§ WHAT IS ASKED: Below are entries. Give back exactly the lines from the one containing "Convert this screenshot" through the one containing "on our newsletter</p>", inclusive, without the pictures.

§ AVAILABLE DATA:
** BEGIN **

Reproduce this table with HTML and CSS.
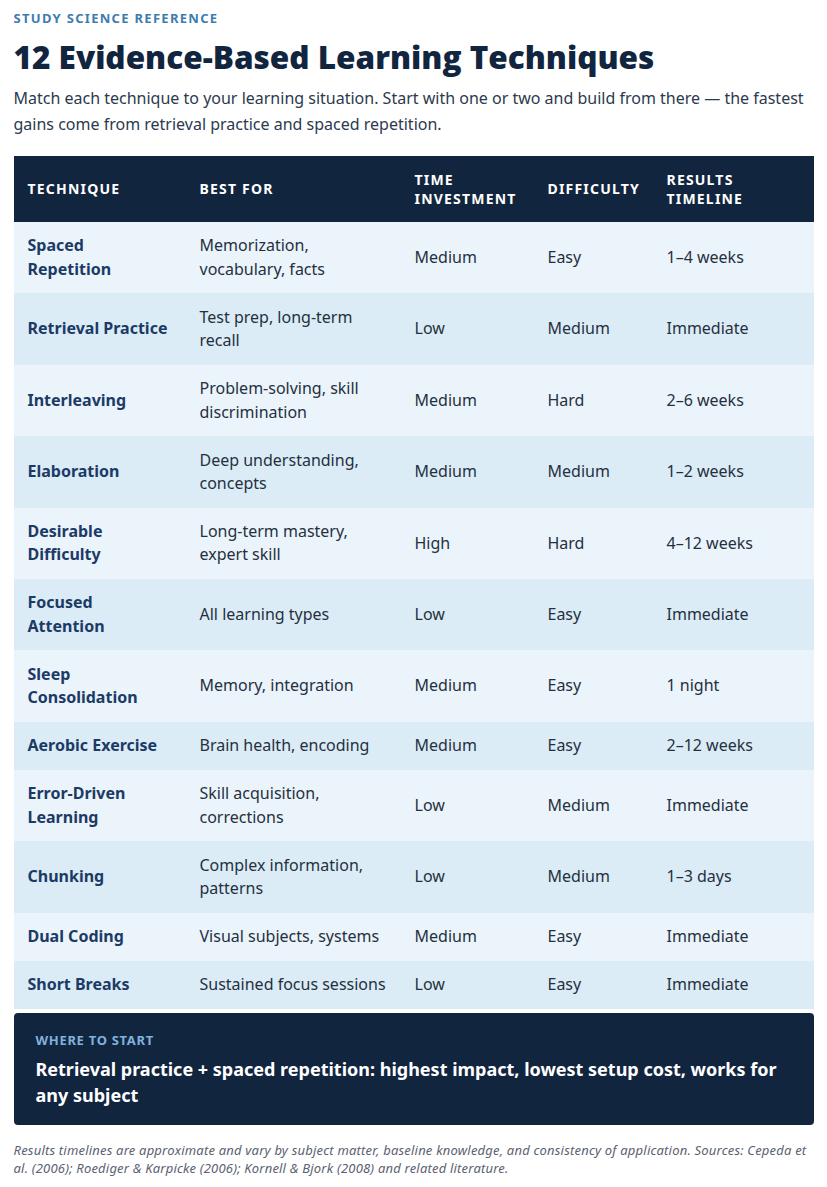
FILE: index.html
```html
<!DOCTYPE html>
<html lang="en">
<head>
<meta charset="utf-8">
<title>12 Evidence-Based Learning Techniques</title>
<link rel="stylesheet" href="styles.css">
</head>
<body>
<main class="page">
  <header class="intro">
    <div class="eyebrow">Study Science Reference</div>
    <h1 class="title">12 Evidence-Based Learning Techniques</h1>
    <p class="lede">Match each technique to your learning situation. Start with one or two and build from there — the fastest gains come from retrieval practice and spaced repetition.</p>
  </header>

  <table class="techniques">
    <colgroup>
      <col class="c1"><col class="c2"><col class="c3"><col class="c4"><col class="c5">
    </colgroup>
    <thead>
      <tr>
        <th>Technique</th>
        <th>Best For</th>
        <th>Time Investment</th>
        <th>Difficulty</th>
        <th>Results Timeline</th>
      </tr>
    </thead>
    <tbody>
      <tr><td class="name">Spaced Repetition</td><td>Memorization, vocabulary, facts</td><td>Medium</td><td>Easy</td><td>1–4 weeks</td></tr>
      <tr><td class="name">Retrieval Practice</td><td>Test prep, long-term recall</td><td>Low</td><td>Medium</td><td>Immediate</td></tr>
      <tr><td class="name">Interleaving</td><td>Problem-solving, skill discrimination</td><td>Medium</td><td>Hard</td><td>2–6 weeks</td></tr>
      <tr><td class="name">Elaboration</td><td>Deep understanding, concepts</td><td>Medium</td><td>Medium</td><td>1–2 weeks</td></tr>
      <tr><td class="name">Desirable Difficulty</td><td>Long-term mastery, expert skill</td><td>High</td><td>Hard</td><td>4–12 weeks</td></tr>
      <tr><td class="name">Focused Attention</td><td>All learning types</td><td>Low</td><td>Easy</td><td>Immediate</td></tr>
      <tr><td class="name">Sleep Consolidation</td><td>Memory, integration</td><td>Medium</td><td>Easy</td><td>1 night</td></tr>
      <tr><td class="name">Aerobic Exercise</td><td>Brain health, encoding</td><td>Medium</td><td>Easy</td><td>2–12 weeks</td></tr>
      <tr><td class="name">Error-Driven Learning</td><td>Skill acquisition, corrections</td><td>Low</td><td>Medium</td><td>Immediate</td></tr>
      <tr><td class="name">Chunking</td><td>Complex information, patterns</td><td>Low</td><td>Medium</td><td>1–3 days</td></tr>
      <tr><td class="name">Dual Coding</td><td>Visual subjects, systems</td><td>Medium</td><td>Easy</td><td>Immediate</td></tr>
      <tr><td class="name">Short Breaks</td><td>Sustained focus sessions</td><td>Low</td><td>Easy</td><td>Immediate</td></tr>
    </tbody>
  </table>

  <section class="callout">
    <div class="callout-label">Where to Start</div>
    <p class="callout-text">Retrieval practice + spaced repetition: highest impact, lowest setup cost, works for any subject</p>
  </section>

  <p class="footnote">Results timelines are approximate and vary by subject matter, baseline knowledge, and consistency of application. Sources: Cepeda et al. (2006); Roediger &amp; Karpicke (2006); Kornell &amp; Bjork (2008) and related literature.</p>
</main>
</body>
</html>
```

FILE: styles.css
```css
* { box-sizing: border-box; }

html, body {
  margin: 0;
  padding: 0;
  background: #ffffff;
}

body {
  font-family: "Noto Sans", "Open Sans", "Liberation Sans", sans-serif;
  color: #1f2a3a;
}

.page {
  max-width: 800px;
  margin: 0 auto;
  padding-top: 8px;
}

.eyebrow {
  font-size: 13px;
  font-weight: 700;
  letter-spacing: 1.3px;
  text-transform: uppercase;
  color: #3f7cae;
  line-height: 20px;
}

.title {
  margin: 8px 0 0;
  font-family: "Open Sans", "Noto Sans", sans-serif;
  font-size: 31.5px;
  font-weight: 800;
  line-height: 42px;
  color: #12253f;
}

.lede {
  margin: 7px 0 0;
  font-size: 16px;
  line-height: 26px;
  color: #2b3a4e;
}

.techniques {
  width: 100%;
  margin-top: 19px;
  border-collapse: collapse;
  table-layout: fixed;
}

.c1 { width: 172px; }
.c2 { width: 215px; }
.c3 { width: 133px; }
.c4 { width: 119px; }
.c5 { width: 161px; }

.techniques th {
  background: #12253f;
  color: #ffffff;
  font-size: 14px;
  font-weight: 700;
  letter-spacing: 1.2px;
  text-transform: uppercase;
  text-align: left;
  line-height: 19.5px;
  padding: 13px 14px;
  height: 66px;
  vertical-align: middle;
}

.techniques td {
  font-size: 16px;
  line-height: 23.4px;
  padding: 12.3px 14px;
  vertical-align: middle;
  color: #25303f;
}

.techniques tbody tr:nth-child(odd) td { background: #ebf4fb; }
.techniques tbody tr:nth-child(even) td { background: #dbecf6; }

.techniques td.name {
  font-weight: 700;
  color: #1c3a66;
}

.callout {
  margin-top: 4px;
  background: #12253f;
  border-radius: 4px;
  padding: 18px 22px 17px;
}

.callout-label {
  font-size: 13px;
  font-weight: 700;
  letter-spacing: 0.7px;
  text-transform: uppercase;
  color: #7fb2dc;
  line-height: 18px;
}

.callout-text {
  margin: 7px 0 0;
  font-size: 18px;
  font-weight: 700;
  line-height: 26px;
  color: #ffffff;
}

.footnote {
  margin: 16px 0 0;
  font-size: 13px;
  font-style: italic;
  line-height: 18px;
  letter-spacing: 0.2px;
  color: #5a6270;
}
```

** END **
** BEGIN **

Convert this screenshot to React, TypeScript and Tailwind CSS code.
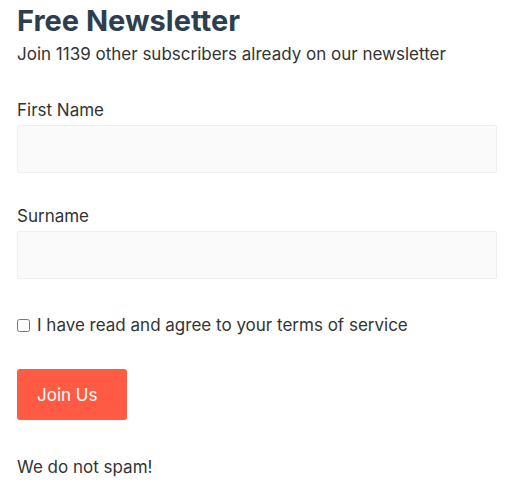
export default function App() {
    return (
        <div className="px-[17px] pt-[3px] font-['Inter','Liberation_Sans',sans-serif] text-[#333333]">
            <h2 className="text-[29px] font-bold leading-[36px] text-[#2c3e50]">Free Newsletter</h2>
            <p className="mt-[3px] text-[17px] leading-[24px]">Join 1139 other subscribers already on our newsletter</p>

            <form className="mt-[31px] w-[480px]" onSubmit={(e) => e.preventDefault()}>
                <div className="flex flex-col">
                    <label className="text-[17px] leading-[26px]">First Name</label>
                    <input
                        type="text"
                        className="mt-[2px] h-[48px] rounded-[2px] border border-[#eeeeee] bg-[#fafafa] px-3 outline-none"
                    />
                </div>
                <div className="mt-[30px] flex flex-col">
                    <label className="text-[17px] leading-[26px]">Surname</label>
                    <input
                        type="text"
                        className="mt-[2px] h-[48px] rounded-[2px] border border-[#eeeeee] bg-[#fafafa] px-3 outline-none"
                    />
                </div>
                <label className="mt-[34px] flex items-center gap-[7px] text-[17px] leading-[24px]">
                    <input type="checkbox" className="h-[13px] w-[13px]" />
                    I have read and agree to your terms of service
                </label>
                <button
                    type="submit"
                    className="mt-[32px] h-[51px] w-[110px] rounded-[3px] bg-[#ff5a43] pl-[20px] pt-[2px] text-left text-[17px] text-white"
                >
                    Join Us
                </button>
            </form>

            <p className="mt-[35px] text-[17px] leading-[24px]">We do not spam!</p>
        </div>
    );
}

** END **
** BEGIN **

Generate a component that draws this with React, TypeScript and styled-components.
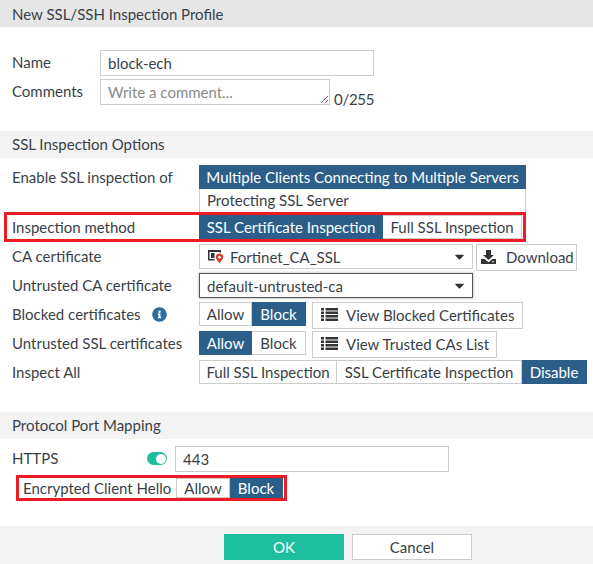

** END **

§ RESPONSE TO THIS TASK:
Convert this screenshot to React, TypeScript and Tailwind CSS code.
export default function App() {
    return (
        <div className="px-[17px] pt-[3px] font-['Inter','Liberation_Sans',sans-serif] text-[#333333]">
            <h2 className="text-[29px] font-bold leading-[36px] text-[#2c3e50]">Free Newsletter</h2>
            <p className="mt-[3px] text-[17px] leading-[24px]">Join 1139 other subscribers already on our newsletter</p>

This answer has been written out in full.